Next up in my series about people who write historical fiction is Carol Maginn, who shares with us her journey into history and its influence on her writing. She also tells us how she avoids the pitfalls of historical research – and I know from my own experience what those are!
The lure of history!
Hello Vanessa, and thank you so much for inviting me onto your blog! My pleasure, Carol (Vanessa).
Like many readers, I’ve enjoyed historical novelists such as Robert Harris, Sarah Waters, Kate Atkinson, and, of course, the fabulous Hilary Mantel. I’ve been happy to be immersed in their versions of the past. But as a writer, it didn’t occur to me to venture into this territory for quite some time. My first two novels, Ruin and Daniel Taylor, are both set firmly in some approximation of the present.
But….something had been lurking. It had to do with my home city, watery Liverpool, whose history lingers in great Gothic buildings, statues and streets, and in particular with the Adelphi Hotel. It’s still there, in a glamorous 1914 version, but the older hotel was world-famous. Charles Dickens counted its manager, James Radley, as a friend, and writers including Nathaniel Hawthorne (who was American consul in Liverpool) and Robert Louis Stevenson were among its guests. Combine this with an interest in the 19th century’s fascination with the supernatural, and the result is The Case of the Adelphi.
It taught me a lot about working with the past. The best advice I was given was: get on and tell the story, and then check what you need to. Otherwise, the research can go on quite literally forever. I did read a lot, and I researched some details: Was the word ‘sneaky’ one that would have been used in 1856? How long did the journey from Liverpool to New York take? What songs were popular then? But this was background, not foreground. It was more to make sure that there weren’t the kind of clunking mistakes that sometimes show up in historical TV – the plastic cat flap in a Victorian door, the digital watch on an Edwardian wrist.

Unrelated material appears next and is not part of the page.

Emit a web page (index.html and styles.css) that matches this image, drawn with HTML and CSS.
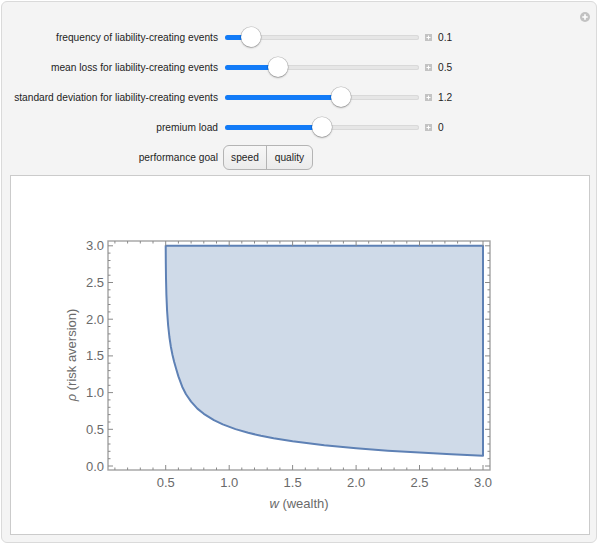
FILE: index.html
```html
<!DOCTYPE html>
<html>
<head>
<meta charset="utf-8">
<link rel="stylesheet" href="styles.css">
</head>
<body>
<div class="panel">
  <svg class="corner" width="10" height="10" viewBox="0 0 10 10"><circle cx="5" cy="5" r="5" fill="#c2c2c2"/><path d="M5 2.3v5.4M2.3 5h5.4" stroke="#fff" stroke-width="1.6"/></svg>
  <div class="controls">
    <div class="row">
      <div class="label">frequency of liability-creating events</div>
      <div class="slider"><div class="fill" style="width:26px"></div><div class="thumb" style="left:16px"></div></div>
      <svg class="plus" width="7" height="7" viewBox="0 0 7 7"><rect width="7" height="7" fill="#c3c3c3"/><path d="M3.5 1.5v4M1.5 3.5h4" stroke="#fff" stroke-width="1"/></svg>
      <span class="value">0.1</span>
    </div>
    <div class="row">
      <div class="label">mean loss for liability-creating events</div>
      <div class="slider"><div class="fill" style="width:53px"></div><div class="thumb" style="left:43px"></div></div>
      <svg class="plus" width="7" height="7" viewBox="0 0 7 7"><rect width="7" height="7" fill="#c3c3c3"/><path d="M3.5 1.5v4M1.5 3.5h4" stroke="#fff" stroke-width="1"/></svg>
      <span class="value">0.5</span>
    </div>
    <div class="row">
      <div class="label">standard deviation for liability-creating events</div>
      <div class="slider"><div class="fill" style="width:116px"></div><div class="thumb" style="left:106px"></div></div>
      <svg class="plus" width="7" height="7" viewBox="0 0 7 7"><rect width="7" height="7" fill="#c3c3c3"/><path d="M3.5 1.5v4M1.5 3.5h4" stroke="#fff" stroke-width="1"/></svg>
      <span class="value">1.2</span>
    </div>
    <div class="row">
      <div class="label">premium load</div>
      <div class="slider"><div class="fill" style="width:97px"></div><div class="thumb" style="left:87px"></div></div>
      <svg class="plus" width="7" height="7" viewBox="0 0 7 7"><rect width="7" height="7" fill="#c3c3c3"/><path d="M3.5 1.5v4M1.5 3.5h4" stroke="#fff" stroke-width="1"/></svg>
      <span class="value">0</span>
    </div>
    <div class="row">
      <div class="label label-btn">performance goal</div>
      <div class="seg">
        <button class="btn btn-speed">speed</button>
        <button class="btn btn-quality">quality</button>
      </div>
    </div>
  </div>
  <div class="plotbox">
    <svg class="plot" width="578" height="358" viewBox="11 176 578 358">
      <path d="M165.7,245.8 L483,245.8 L483,455.7 L451.2,454.3 L419.5,452.6 L387.8,450.7 L356.1,448.3 L324.3,445.3 L292.6,441.3 L273.6,438.3 L260.9,435.8 L248.2,432.8 L235.5,429.1 L222.8,424.4 L213.9,420.2 L203.8,413.8 L197.4,408.6 L191.1,401.6 L186,394.2 L182.2,386.7 L178.4,376.4 L176.2,369 L174.2,362 L172.5,355 L170.9,347 L169.4,337 L168.1,325 L167.1,311 L166.4,295 L166,278 L165.8,262 Z" fill="#cfdae8" stroke="#5e81b5" stroke-width="2" stroke-linejoin="round"/>
      <rect x="108" y="241" width="382" height="229" fill="none" stroke="#a3a3a3" stroke-width="1.4"/>
      <path class="ticks" d="
        M114.9,470v-2.5 M127.6,470v-2.5 M140.3,470v-2.5 M153,470v-2.5 M165.7,470v-5 M178.4,470v-2.5 M191.1,470v-2.5 M203.8,470v-2.5 M216.5,470v-2.5 M229.2,470v-5 M241.8,470v-2.5 M254.5,470v-2.5 M267.2,470v-2.5 M279.9,470v-2.5 M292.6,470v-5 M305.3,470v-2.5 M318,470v-2.5 M330.7,470v-2.5 M343.4,470v-2.5 M356.1,470v-5 M368.7,470v-2.5 M381.4,470v-2.5 M394.1,470v-2.5 M406.8,470v-2.5 M419.5,470v-5 M432.2,470v-2.5 M444.9,470v-2.5 M457.6,470v-2.5 M470.3,470v-2.5 M483,470v-5
        M114.9,241v2.5 M127.6,241v2.5 M140.3,241v2.5 M153,241v2.5 M165.7,241v5 M178.4,241v2.5 M191.1,241v2.5 M203.8,241v2.5 M216.5,241v2.5 M229.2,241v5 M241.8,241v2.5 M254.5,241v2.5 M267.2,241v2.5 M279.9,241v2.5 M292.6,241v5 M305.3,241v2.5 M318,241v2.5 M330.7,241v2.5 M343.4,241v2.5 M356.1,241v5 M368.7,241v2.5 M381.4,241v2.5 M394.1,241v2.5 M406.8,241v2.5 M419.5,241v5 M432.2,241v2.5 M444.9,241v2.5 M457.6,241v2.5 M470.3,241v2.5 M483,241v5
        M108,466h5 M108,458.7h2.5 M108,451.3h2.5 M108,444h2.5 M108,436.6h2.5 M108,429.3h5 M108,422h2.5 M108,414.6h2.5 M108,407.3h2.5 M108,399.9h2.5 M108,392.6h5 M108,385.3h2.5 M108,377.9h2.5 M108,370.6h2.5 M108,363.2h2.5 M108,355.9h5 M108,348.6h2.5 M108,341.2h2.5 M108,333.9h2.5 M108,326.5h2.5 M108,319.2h5 M108,311.9h2.5 M108,304.5h2.5 M108,297.2h2.5 M108,289.8h2.5 M108,282.5h5 M108,275.2h2.5 M108,267.8h2.5 M108,260.5h2.5 M108,253.1h2.5 M108,245.8h5
        M490,466h-5 M490,458.7h-2.5 M490,451.3h-2.5 M490,444h-2.5 M490,436.6h-2.5 M490,429.3h-5 M490,422h-2.5 M490,414.6h-2.5 M490,407.3h-2.5 M490,399.9h-2.5 M490,392.6h-5 M490,385.3h-2.5 M490,377.9h-2.5 M490,370.6h-2.5 M490,363.2h-2.5 M490,355.9h-5 M490,348.6h-2.5 M490,341.2h-2.5 M490,333.9h-2.5 M490,326.5h-2.5 M490,319.2h-5 M490,311.9h-2.5 M490,304.5h-2.5 M490,297.2h-2.5 M490,289.8h-2.5 M490,282.5h-5 M490,275.2h-2.5 M490,267.8h-2.5 M490,260.5h-2.5 M490,253.1h-2.5 M490,245.8h-5
      " fill="none" stroke="#8a8a8a" stroke-width="1"/>
      <g class="ylab" text-anchor="end">
        <text x="104" y="470.5">0.0</text>
        <text x="104" y="433.8">0.5</text>
        <text x="104" y="397.1">1.0</text>
        <text x="104" y="360.4">1.5</text>
        <text x="104" y="323.7">2.0</text>
        <text x="104" y="287">2.5</text>
        <text x="104" y="250.3">3.0</text>
      </g>
      <g class="xlab" text-anchor="middle">
        <text x="165.7" y="486.5">0.5</text>
        <text x="229.2" y="486.5">1.0</text>
        <text x="292.6" y="486.5">1.5</text>
        <text x="356.1" y="486.5">2.0</text>
        <text x="419.5" y="486.5">2.5</text>
        <text x="483" y="486.5">3.0</text>
      </g>
      <text class="axis-title" x="299" y="507.5" text-anchor="middle"><tspan class="it">w</tspan> (wealth)</text>
      <text class="axis-title" transform="translate(75.5,355) rotate(-90)" text-anchor="middle"><tspan class="it">ρ</tspan> (risk aversion)</text>
    </svg>
  </div>
</div>
</body>
</html>
```

FILE: styles.css
```css
html, body {
  margin: 0;
  padding: 0;
  background: #ffffff;
}
body {
  padding: 1px 0 0 1px;
  font-family: "Liberation Sans", Arial, sans-serif;
  font-size: 10.2px;
  color: #222;
}
.panel {
  position: relative;
  box-sizing: border-box;
  width: 596px;
  height: 542px;
  border: 1px solid #dadada;
  border-radius: 6px;
  background: #f4f4f4;
}
.corner {
  position: absolute;
  right: 6px;
  top: 10px;
  display: block;
}
.controls {
  padding-top: 20px;
}
.row {
  display: flex;
  align-items: center;
  height: 30px;
}
.label {
  width: 216px;
  margin-right: 7px;
  text-align: right;
  white-space: nowrap;
  color: #1e1e1e;
}
.label-btn {
  margin-right: 5px;
}
.slider {
  position: relative;
  width: 194px;
  height: 5px;
  border-radius: 3px;
  background: #e6e6e6;
  box-shadow: inset 0 0 0 1px #d9d9d9;
}
.fill {
  height: 5px;
  border-radius: 3px 0 0 3px;
  background: #127bf7;
}
.thumb {
  position: absolute;
  top: -7.5px;
  width: 20px;
  height: 20px;
  box-sizing: border-box;
  border-radius: 50%;
  background: #ffffff;
  box-shadow: 0 0 0 0.5px rgba(0, 0, 0, 0.22), 0 1px 2px rgba(0, 0, 0, 0.28);
}
.plus {
  display: block;
  margin-left: 6px;
}
.value {
  margin-left: 6px;
  color: #1e1e1e;
}
.seg {
  display: flex;
  height: 25px;
  box-sizing: border-box;
  border: 1px solid #b4b4b4;
  border-radius: 6px;
  background: linear-gradient(#f7f7f7, #ebebeb);
  overflow: hidden;
}
.btn {
  margin: 0;
  padding: 0;
  border: 0;
  background: transparent;
  font-family: "Liberation Sans", Arial, sans-serif;
  font-size: 10.2px;
  color: #1e1e1e;
  height: 23px;
}
.btn-speed {
  width: 43px;
  border-right: 1px solid #b4b4b4;
}
.btn-quality {
  width: 45px;
}
.plotbox {
  box-sizing: border-box;
  width: 580px;
  height: 360px;
  margin: 3px 0 0 8px;
  border: 1px solid #cbcbcb;
  background: #ffffff;
}
.plot {
  display: block;
}
.ylab text, .xlab text {
  font-family: "Liberation Sans", Arial, sans-serif;
  font-size: 13px;
  fill: #6a6a6a;
}
.axis-title {
  font-family: "Liberation Sans", Arial, sans-serif;
  font-size: 13px;
  fill: #6a6a6a;
}
.it {
  font-style: italic;
}
```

And having finally finished Adelphi, I found myself with far more knowledge than I’d ever expected to possess about such matters as steam-powered luggage hoists. It seemed like a waste not to use some of it. Because Liverpool and New York had strong links – through shipping, both passenger and freight, and commerce – my reading had extended to that other city. Like Liverpool, its 19th-century development had been rapid, chaotic, and astonishing.
What if….what if three young women, from different backgrounds, found that their paths crossed in the New York of the 1880s, and their fortunes gradually became entangled? This is what I’m working on now. The provisional title is Taking New York, and I’d like to say that it’s going like a dream, but actually it’s taking shape slowly.
It isn’t easy to project back into a time when opportunities for most people – and especially women – were so very few and so circumscribed, and when slavery had been abolished just a single generation ago. And yet this was also a time of dynamism, innovation and energy, in a city whose politics were so outrageously corrupt that its Council was nicknamed ‘The Forty Thieves.’
It looks like I’m going to be here for some time yet….!
About Carol Maginn
Carol is a writer, teacher and lawyer. She’s currently setting up The Live Law Project in Liverpool, to bring lawyers and young people together, working on her fourth novel, and teaching English as a Second Language.
Having been born in Liverpool, she’s lived in places including Sheffield, Manchester, Kokopo, Rome and Edinburgh, but is somehow back in her home city again. Her superpower would be the ability to bring time to a clattering standstill now and then, and her all-time favourite band is probably Sly and the Family Stone.